More than these colorists, what was left behind was an entire way of doing things. I am not talking about returning to the physical manner of coloring, that wheel is not being pushed back (and I’m sure no one would like to go back to memorizing codes and limited options). I am talking about a philosophy of doing things. When color was first introduced to cinema black and white filmmaking didn’t vanish overnight. The Oscars had separate awards for best color photography and best black and white photography until 1967 (!), the people making these films were not doing it for lack of budget, or as a ‘gimmick.’ They understood black and white isn’t a limitation, it’s just a different way of doing things, a different way of presenting the world.
We lost something when it did become a gimmick, something which isn’t thought of as just another option but something done only from lack of resources or as an homage to the past. At least these old films are not being recolored, the disastrous Ted Turner attempt in the mid 1980’s was deemed as nothing less but ‘vandalism’ by the likes of Roger Ebert. Comics do.
Colorists don’t get the same amount of respect. Tatajana Wood’s lyrical work on Swamp Thing in the 1980’s, visceral and raw, is being recolored for the Absolute editions. Replaced by something so thick and heavy it seems to overwhelm the lines, drowning the fine work of pencilers and inkers she worked so hard to accommodate. In a way, it doesn’t really matter if the work is improved (it does not) – history is history, we do not erase it to accommodate modern taste; (or some higher-up idea of modern taste. Would you re-edit a classic film to be more in tone with modern sensibilities of film making? Think of coloring in the same manner, not as an element meant to ‘assist’ the work but as part of the whole.
Over the last year I found myself reading more and more comics from that period, the post-Watchmen period of the late 1980’s / early 1990’s. It’s not a nostalgia trip, much of it was published while I was too young to read and certainly none was available in my country in real time; there’s just something to it that kicks, something raw and powerful. That post-Watchmen period gets a lot of flak nowadays, and certainly much of it is justified in terms of self-importance of ideas vs. execution, but these comics just looked good.
They looked good because the people who made them felt freed to give it their all. Even if it was just a random issue of Green Arrow, Julia Lacquement colored it like it’s the most important piece of art ever made. Issue #40 features Grell attempting to grapple with the magical history of Britain, with the beliefs of Druids, with spiritualism. It could be read as hokey, but the level of commitment to the craft elevates it.
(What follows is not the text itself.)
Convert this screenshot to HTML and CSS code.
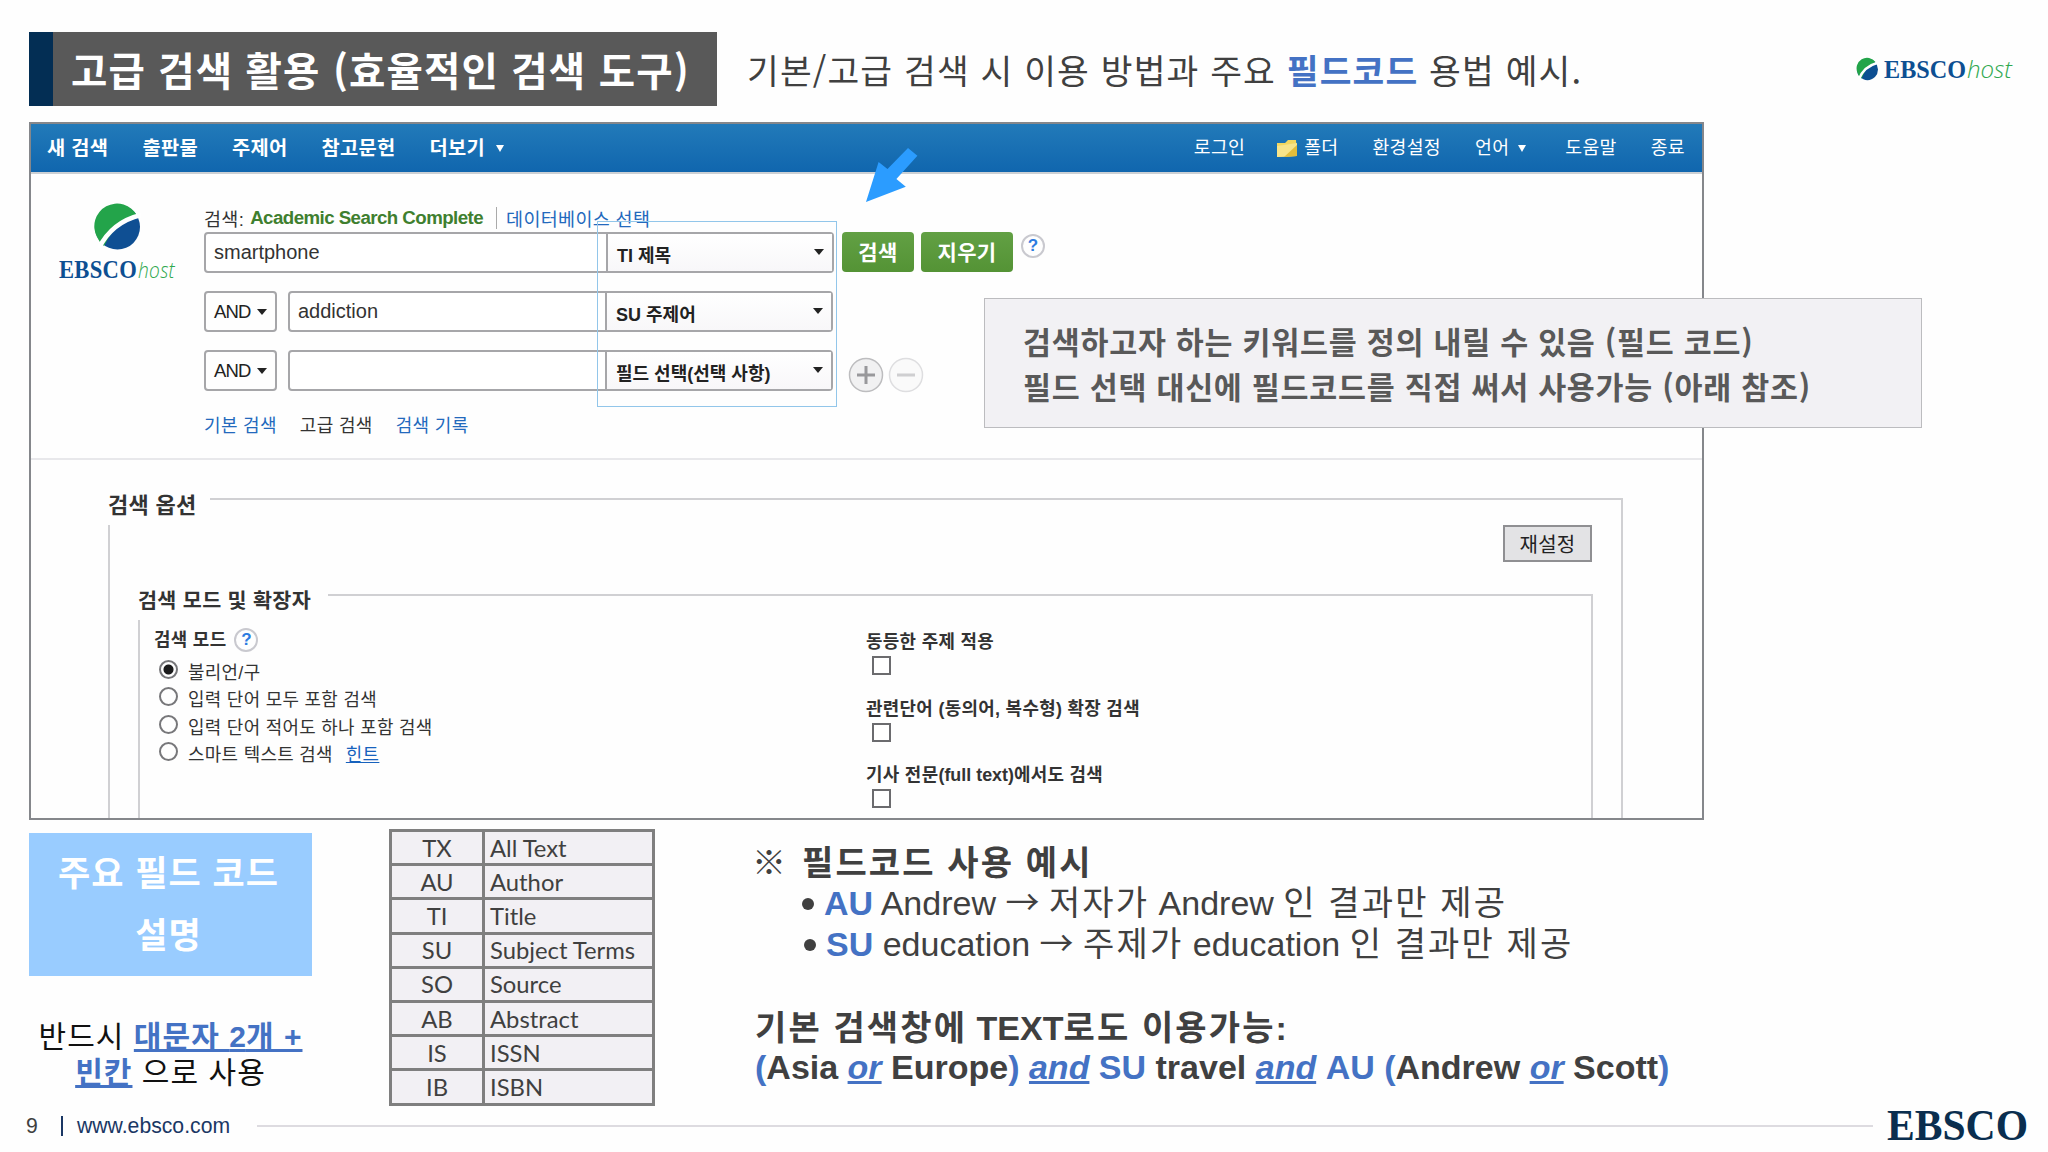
FILE: index.html
```html
<!DOCTYPE html>
<html lang="ko">
<head>
    <meta charset="UTF-8">
    <meta name="viewport" content="width=device-width, initial-scale=1.0">
    <title>고급 검색 활용</title>
    <link rel="stylesheet" href="styles.css">
</head>
<body>

<div class="slide">

    <!-- Title -->
    <header class="slide-header">
        <h1>고급 검색 활용 (효율적인 검색 도구)</h1>
        <p class="subtitle">기본/고급 검색 시 이용 방법과 주요 <b>필드코드</b> 용법 예시.</p>
        <svg class="brand" viewBox="0 -10 170 50" width="170" height="50">
            <ellipse cx="12.500" cy="15.500" rx="10.500" ry="10.700" fill="#0d4f92"/>
            <path d="M2.600 19 A10.500 10.700 0 0 1 20.500 8 Q12 11 6.500 24.500 Q3.400 22.500 2.600 19Z" fill="#23a44a"/>
            <path d="M4 25 Q9 12.500 22 9" fill="none" stroke="#fff" stroke-width="2.400"/>
            <text class="logo-serif" x="29" y="24" font-size="26" textLength="82" lengthAdjust="spacingAndGlyphs">EBSCO</text>
            <text class="logo-host" x="112" y="24" font-size="24" textLength="45" lengthAdjust="spacingAndGlyphs">host</text>
        </svg>
    </header>

    <!-- Search screen -->
    <section class="screen">
        <nav class="topbar">
            <ul class="menu">
                <li>새 검색</li>
                <li>출판물</li>
                <li>주제어</li>
                <li>참고문헌</li>
                <li>더보기 <span class="caret-small"></span></li>
            </ul>
            <ul class="menu menu-right">
                <li>로그인</li>
                <li class="folder-item">
                    <svg class="folder" viewBox="0 0 22 19" width="22" height="19">
                        <path d="M1 4 L9 4 L12 1 L20 1 L21 17 L1 18Z" fill="#f3d760"/>
                        <path d="M1 7 L21 4 L21 17 L1 18Z" fill="#f8e48a"/>
                        <path d="M8 18 L21 6 L21 17Z" fill="#e2bd3c"/>
                    </svg>폴더</li>
                <li>환경설정</li>
                <li class="language">언어 <span class="caret-small"></span></li>
                <li>도움말</li>
                <li>종료</li>
            </ul>
        </nav>

        <div class="search">
            <svg class="search-logo" viewBox="0 0 130 100" width="130" height="100">
                <ellipse cx="60.500" cy="28" rx="22.500" ry="22.500" fill="#0f4f93"/>
                <path d="M40 38 A22.500 22.500 0 0 1 80 16.500 Q60 21 47 47 Q42 43 40 38Z" fill="#23a44a"/>
                <path d="M42 49 Q55 23 84 16" fill="none" stroke="#fff" stroke-width="4.500"/>
                <text class="logo-serif" x="2" y="79" font-size="25" textLength="78" lengthAdjust="spacingAndGlyphs">EBSCO</text>
                <text class="logo-host" x="81" y="79" font-size="22" textLength="37" lengthAdjust="spacingAndGlyphs">host</text>
            </svg>

            <div class="search-form">
                <div class="search-label">
                    <span>검색:</span>
                    <b>Academic Search Complete</b>
                    <a class="db-link">데이터베이스 선택</a>
                </div>
                <div class="row">
                    <div class="field field-first">
                        <span class="value">smartphone</span>
                        <span class="select">TI 제목<i class="caret"></i></span>
                    </div>
                    <span class="btn">검색</span>
                    <span class="btn btn-wide">지우기</span>
                    <span class="help">?</span>
                </div>
                <div class="row">
                    <span class="operator">AND<i class="caret"></i></span>
                    <div class="field">
                        <span class="value">addiction</span>
                        <span class="select">SU 주제어<i class="caret"></i></span>
                    </div>
                </div>
                <div class="row">
                    <span class="operator">AND<i class="caret"></i></span>
                    <div class="field">
                        <span class="value"></span>
                        <span class="select">필드 선택(선택 사항)<i class="caret"></i></span>
                    </div>
                    <svg class="row-tools" viewBox="0 0 78 36" width="78" height="36">
                        <circle cx="18" cy="18" r="16.500" fill="#f1f1f2" stroke="#bdbdbf" stroke-width="1.500"/>
                        <path d="M9 18H27M18 9V27" stroke="#98989b" stroke-width="3"/>
                        <circle cx="58" cy="18" r="16.500" fill="#fafafa" stroke="#dedee0" stroke-width="1.500"/>
                        <path d="M49 18H67" stroke="#cfcfd1" stroke-width="3"/>
                    </svg>
                </div>
                <div class="modes">
                    <a>기본 검색</a>
                    <span>고급 검색</span>
                    <a>검색 기록</a>
                </div>
            </div>
        </div>

        <div class="group options">
            <div class="legend"><h2>검색 옵션</h2><span class="line"></span></div>
            <div class="group-body">
                <div class="reset-row"><span class="reset">재설정</span></div>
                <div class="group expanders">
                    <div class="legend"><h2>검색 모드 및 확장자</h2><span class="line"></span></div>
                    <div class="group-body columns">
                        <div class="modes-col">
                            <h3>검색 모드 <span class="help">?</span></h3>
                            <label><i class="radio checked"></i>불리언/구</label>
                            <label><i class="radio"></i>입력 단어 모두 포함 검색</label>
                            <label><i class="radio"></i>입력 단어 적어도 하나 포함 검색</label>
                            <label><i class="radio"></i>스마트 텍스트 검색 <a class="hint">힌트</a></label>
                        </div>
                        <div class="limits-col">
                            <h3>동등한 주제 적용</h3>
                            <i class="check"></i>
                            <h3>관련단어 (동의어, 복수형) 확장 검색</h3>
                            <i class="check"></i>
                            <h3>기사 전문<span class="en">(full text)</span>에서도 검색</h3>
                            <i class="check"></i>
                        </div>
                    </div>
                </div>
            </div>
        </div>
    </section>

    <!-- Field codes -->
    <section class="codes">
        <div class="codes-left">
            <div class="codes-title">주요 필드 코드<br>설명</div>
            <p class="codes-note">반드시 <b>대문자 <span class="en">2</span>개 +</b><br><b>빈칸</b> 으로 사용</p>
        </div>
        <table class="codes-table">
            <tr><td>TX</td><td>All Text</td></tr>
            <tr><td>AU</td><td>Author</td></tr>
            <tr><td>TI</td><td>Title</td></tr>
            <tr><td>SU</td><td>Subject Terms</td></tr>
            <tr><td>SO</td><td>Source</td></tr>
            <tr><td>AB</td><td>Abstract</td></tr>
            <tr><td>IS</td><td>ISSN</td></tr>
            <tr><td>IB</td><td>ISBN</td></tr>
        </table>
        <div class="examples">
            <p class="strong first"><span class="mark">※</span><span class="ko">필드코드 사용 예시</span></p>
            <p class="item"><i class="dot"></i><b>AU</b> Andrew <span class="arrow">→</span> <span class="ko">저자가</span> Andrew <span class="ko">인 결과만 제공</span></p>
            <p class="item item-su"><i class="dot"></i><b>SU</b> education <span class="arrow">→</span> <span class="ko">주제가</span> education <span class="ko">인 결과만 제공</span></p>
            <p class="strong spaced"><span class="ko">기본 검색창에</span> TEXT<span class="ko">로도 이용가능</span>:</p>
            <p class="strong query"><b>(</b>Asia <em>or</em> Europe<b>)</b> <em>and</em> <b>SU</b> travel <em>and</em> <b>AU</b> <b>(</b>Andrew <em>or</em> Scott<b>)</b></p>
        </div>
    </section>

    <footer class="slide-footer">
        <span class="page">9</span>
        <span class="bar"></span>
        <span class="site">www.ebsco.com</span>
        <span class="rule"></span>
        <svg viewBox="0 -4 150 44" width="150" height="44">
            <text class="logo-dark" x="1" y="32" font-size="44" textLength="141" lengthAdjust="spacingAndGlyphs">EBSCO</text>
        </svg>
    </footer>

    <!-- Annotations over the search screen -->
    <div class="highlight"></div>
    <svg class="pointer" viewBox="0 0 54 56" width="54" height="56">
        <path d="M1 55 L13.600 15 L22.500 22 L43 1 L52.400 8.700 L31.400 32 L40.800 39.700Z" fill="#2b9cff"/>
    </svg>
    <div class="callout">검색하고자 하는 키워드를 정의 내릴 수 있음 (필드 코드)<br>필드 선택 대신에 필드코드를 직접 써서 사용가능 (아래 참조)</div>
</div>

</body>
</html>
```
FILE: styles.css
```css
* {
    box-sizing: border-box;
}
body {
    margin: 0;
    background-color: #fefefe;
    color: #404040;
    font-family: "Liberation Sans", "Noto Sans CJK KR", sans-serif;
}
h1, h2, h3, p, ul {
    margin: 0;
    padding: 0;
}
i {
    font-style: normal;
}
.slide {
    position: relative;
    width: 2048px;
    height: 1152px;
    overflow: hidden;
    padding: 32px 0 0 29px;
    white-space: nowrap;
}

/* Header */
.slide-header {
    display: flex;
    align-items: center;
    height: 74px;
}
h1 {
    width: 688px;
    height: 74px;
    border-left: 24px solid #032e54;
    background-color: #595959;
    color: #fff;
    padding-left: 18px;
    font: bold 39.5px/74px "Noto Sans CJK KR", sans-serif;
    letter-spacing: 0.03em;
}
.subtitle {
    margin-left: 30px;
    font: 34.5px/76px "Noto Sans CJK KR", sans-serif;
    letter-spacing: 0.033em;
}
.subtitle b {
    color: #4472c4;
}
.brand {
    margin: 0 23px 0 auto;
}
.logo-serif {
    font-family: "Liberation Serif", serif;
    font-weight: bold;
    fill: #0d4f92;
}
.logo-host {
    font-family: "Open Sans", sans-serif;
    font-style: italic;
    font-weight: 300;
    fill: #2fa84f;
}

/* Search screen */
.screen {
    width: 1675px;
    height: 698px;
    margin-top: 16px;
    border: 2px solid #85878b;
    overflow: hidden;
    color: #333;
    letter-spacing: 0.02em;
}
.topbar {
    display: flex;
    justify-content: space-between;
    height: 50px;
    padding: 0 17px 0 16px;
    background: linear-gradient(#227ab9, #1066ae);
    border-bottom: 2px solid #ccd0d4;
    color: #fff;
}
.menu {
    display: flex;
    gap: 34px;
    list-style: none;
    font-size: 19.8px;
    font-weight: bold;
    line-height: 46px;
}
.menu-right {
    font-size: 18.3px;
    font-weight: normal;
}
.menu li {
    display: flex;
    align-items: center;
}
.caret-small {
    margin-left: 11px;
    border: 4px solid transparent;
    border-top: 7px solid #fff;
    border-bottom: 0;
}
.menu-right .caret-small {
    margin-left: 9px;
}
.menu .folder-item {
    margin-left: -3px;
}
.menu .language {
    margin-right: 5px;
}
.folder {
    margin-right: 6px;
}
.search {
    display: flex;
    height: 286px;
    border-bottom: 2px solid #e8e8eb;
}
.search-logo {
    margin: 25px 17px 0 26px;
}
.search-form {
    padding-top: 30px;
}
.search-label {
    display: flex;
    align-items: center;
    height: 28px;
    font-size: 18.5px;
}
.search-label b {
    margin-left: 6px;
    padding-right: 13px;
    border-right: 1px solid #aaa;
    color: #3f7f2f;
    font-size: 18.7px;
    letter-spacing: -0.55px;
}
.search a {
    color: #2369bd;
}
.search-label .db-link {
    margin-left: 9px;
}
.row {
    display: flex;
    height: 41px;
    margin-bottom: 18px;
}
.operator {
    display: flex;
    align-items: center;
    gap: 6px;
    width: 73px;
    margin-right: 11px;
    padding-left: 8px;
    border: 2px solid #a6a6a9;
    border-radius: 4px;
    font-size: 18.5px;
    letter-spacing: -0.8px;
    color: #222;
}
.caret {
    border: 5px solid transparent;
    border-top: 6px solid #222;
    border-bottom: 0;
}
.field {
    display: flex;
    width: 545px;
    border: 2px solid #a6a6a9;
    border-radius: 4px;
    background-color: #fff;
}
.field-first {
    width: 630px;
}
.value {
    flex: 1;
    padding-left: 8px;
    font-size: 20px;
    line-height: 37px;
    letter-spacing: 0;
}
.select {
    display: flex;
    justify-content: space-between;
    align-items: center;
    width: 226px;
    padding: 2px 8px 0 9px;
    border-left: 2px solid #a6a6a9;
    background: linear-gradient(#fff, #f8f7f9);
    color: #222;
    font-size: 18px;
    font-weight: bold;
    letter-spacing: 0;
}
.select .caret {
    margin-top: -4px;
}
.btn {
    width: 72px;
    height: 40px;
    margin-left: 8px;
    border-radius: 4px;
    background: linear-gradient(#62a044, #549335);
    color: #fff;
    font-size: 21px;
    font-weight: bold;
    line-height: 42px;
    text-align: center;
}
.btn-wide {
    width: 92px;
    margin-left: 7px;
}
.help {
    display: inline-block;
    width: 24px;
    height: 24px;
    margin-left: 8px;
    border: 2px solid #c9c9cf;
    border-radius: 50%;
    color: #2c7be0;
    font-size: 17px;
    font-weight: bold;
    line-height: 20px;
    text-align: center;
    letter-spacing: 0;
}
.row-tools {
    margin: 7px 0 0 15px;
}
.row .help {
    margin-top: 2px;
}
.modes {
    display: flex;
    gap: 23px;
    font-size: 18px;
    line-height: 34px;
    margin-top: 3px;
}

/* Option groups */
.group {
    display: flex;
    flex-direction: column;
}
.options {
    margin: 38px 79px 0 77px;
    height: 322px;
}
.legend {
    display: flex;
    flex: none;
    height: 27px;
}
.legend h2 {
    font-size: 22px;
    line-height: 15px;
}
.legend .line {
    flex: 1;
    margin-left: 13px;
    border-top: 2px solid #d0d0d3;
    border-right: 2px solid #d0d0d3;
}
.group-body {
    flex: 1;
    border: solid #d0d0d3;
    border-width: 0 2px;
}
.reset-row {
    display: flex;
    justify-content: flex-end;
    padding-right: 29px;
}
.reset {
    width: 89px;
    height: 37px;
    border: 2px solid #8f8f92;
    background-color: #e3e3e5;
    color: #222;
    font-size: 20px;
    line-height: 37px;
    text-align: center;
}
.expanders {
    height: 240px;
    margin: 32px 28px 0;
}
.expanders .legend {
    height: 26px;
}
.expanders .legend h2 {
    font-size: 20.7px;
    line-height: 14px;
}
.expanders .legend .line {
    margin-left: 17px;
}
.columns {
    display: flex;
}
h3 {
    font-size: 17.9px;
    line-height: 24px;
}
.modes-col {
    width: 726px;
    padding: 8px 0 0 14px;
}
.modes-col h3 {
    display: flex;
    align-items: center;
    margin-bottom: 5px;
}
.modes-col label {
    display: flex;
    align-items: center;
    height: 27.5px;
    font-size: 17.9px;
}
.radio {
    width: 19px;
    height: 19px;
    margin: -3px 10px 0 5px;
    border: 2px solid #77777a;
    border-radius: 50%;
}
.radio.checked {
    background: radial-gradient(circle, #1c1c1c 4.5px, transparent 5.5px);
}
.hint {
    margin-left: 13px;
    color: #1762bd;
    text-decoration: underline;
}
.limits-col {
    padding-top: 10px;
}
.check {
    display: block;
    width: 19px;
    height: 19px;
    margin: 2px 0 21.5px 6px;
    border: 2px solid #6b6b6e;
    background-color: #fff;
}
.en {
    letter-spacing: 0;
}

/* Field codes */
.codes {
    display: flex;
    height: 284px;
}
.codes-left {
    width: 283px;
    padding-top: 13px;
    text-align: center;
}
.codes-title {
    height: 143px;
    padding: 10px 4px 0 0;
    background-color: #99ccff;
    color: #fff;
    font-size: 35px;
    font-weight: bold;
    line-height: 62px;
    letter-spacing: 0.03em;
}
.codes-note {
    margin-top: 43px;
    color: #111;
    font-size: 30px;
    line-height: 36px;
    letter-spacing: 0.035em;
}
.codes-note b, .examples b, .examples em {
    color: #4472c4;
}
.codes-note b {
    text-decoration: underline;
}
.codes-table {
    width: 266px;
    height: 275px;
    margin: 9px 0 0 77px;
    border-collapse: collapse;
    background-color: #f2f0f4;
    color: #404040;
    font: 23.8px/28px Lato, sans-serif;
}
.codes-table td {
    height: 34.2px;
    padding: 0 0 0 5px;
    border: 3px solid #7f7f7f;
}
.codes-table td:first-child {
    width: 93px;
    padding-left: 0;
    text-align: center;
}
.examples {
    margin: 24px 0 0 100px;
    font-size: 34px;
    line-height: 41px;
}
.ko {
    letter-spacing: 0.063em;
}
.strong {
    font-weight: bold;
}
.first {
    line-height: 39px;
}
.spaced {
    margin-top: 42.5px;
}
.query {
    margin-top: -1.5px;
}
.mark {
    display: inline-block;
    width: 50px;
    margin-left: -3px;
}
.item {
    padding-left: 47px;
}
.item-su {
    padding-left: 49px;
}
.dot {
    display: inline-block;
    width: 12px;
    height: 12px;
    margin: 0 10px 5px 0;
    border-radius: 50%;
    background-color: #404040;
}
.arrow {
    font-family: "Noto Sans CJK KR", sans-serif;
    line-height: 1;
}
.examples em {
    text-decoration: underline;
}

/* Footer */
.slide-footer {
    display: flex;
    align-items: center;
    height: 44px;
    padding-right: 12px;
    font-size: 21.2px;
}
.page {
    width: 32px;
    margin-left: -3px;
}
.bar {
    width: 2px;
    height: 20px;
    margin: 0 14px 0 3px;
    background-color: #1a3764;
}
.site {
    color: #1a3764;
}
.rule {
    flex: 1;
    height: 2px;
    margin: 0 13px 0 27px;
    background-color: #dddbe0;
}
.logo-dark {
    font-family: "Liberation Serif", serif;
    font-weight: bold;
    fill: #0a2e4f;
}

/* Annotations */
.highlight {
    position: absolute;
    left: 597px;
    top: 221px;
    width: 240px;
    height: 186px;
    border: 1px solid #92c6ea;
}
.pointer {
    position: absolute;
    left: 865px;
    top: 147px;
}
.callout {
    position: absolute;
    left: 984px;
    top: 298px;
    width: 938px;
    height: 130px;
    padding: 20px 0 0 38px;
    border: 1px solid #bcbcbf;
    background-color: #f2f1f4;
    color: #595959;
    font: bold 30.4px/45px "Noto Sans CJK KR", sans-serif;
    letter-spacing: 0.025em;
}
```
Lacquement paints it like its, and so it becomes art.
Look at that title page – the strong dark greens in the foreground plants, complimenting but never obscuring Green Arrow himself, the manner in which they give way to these trees, the light barley breaking through the branches providing this purple-ish hue. The roughness of it all merely adds to the charm, this is a nature scene and it should have a degree of coarseness to it. The old faded paper, the limited palate – in the hands of the master they become tools rather than hindrance.
That’s what these women were: masters. They defined a period and they defined a publisher. Today, decades later, when we think about all the works now recognized as classics – works that have stood the test of time – we should always remember who made them.
The world moves forward, as it always does. Doesn’t mean you get to forget the past.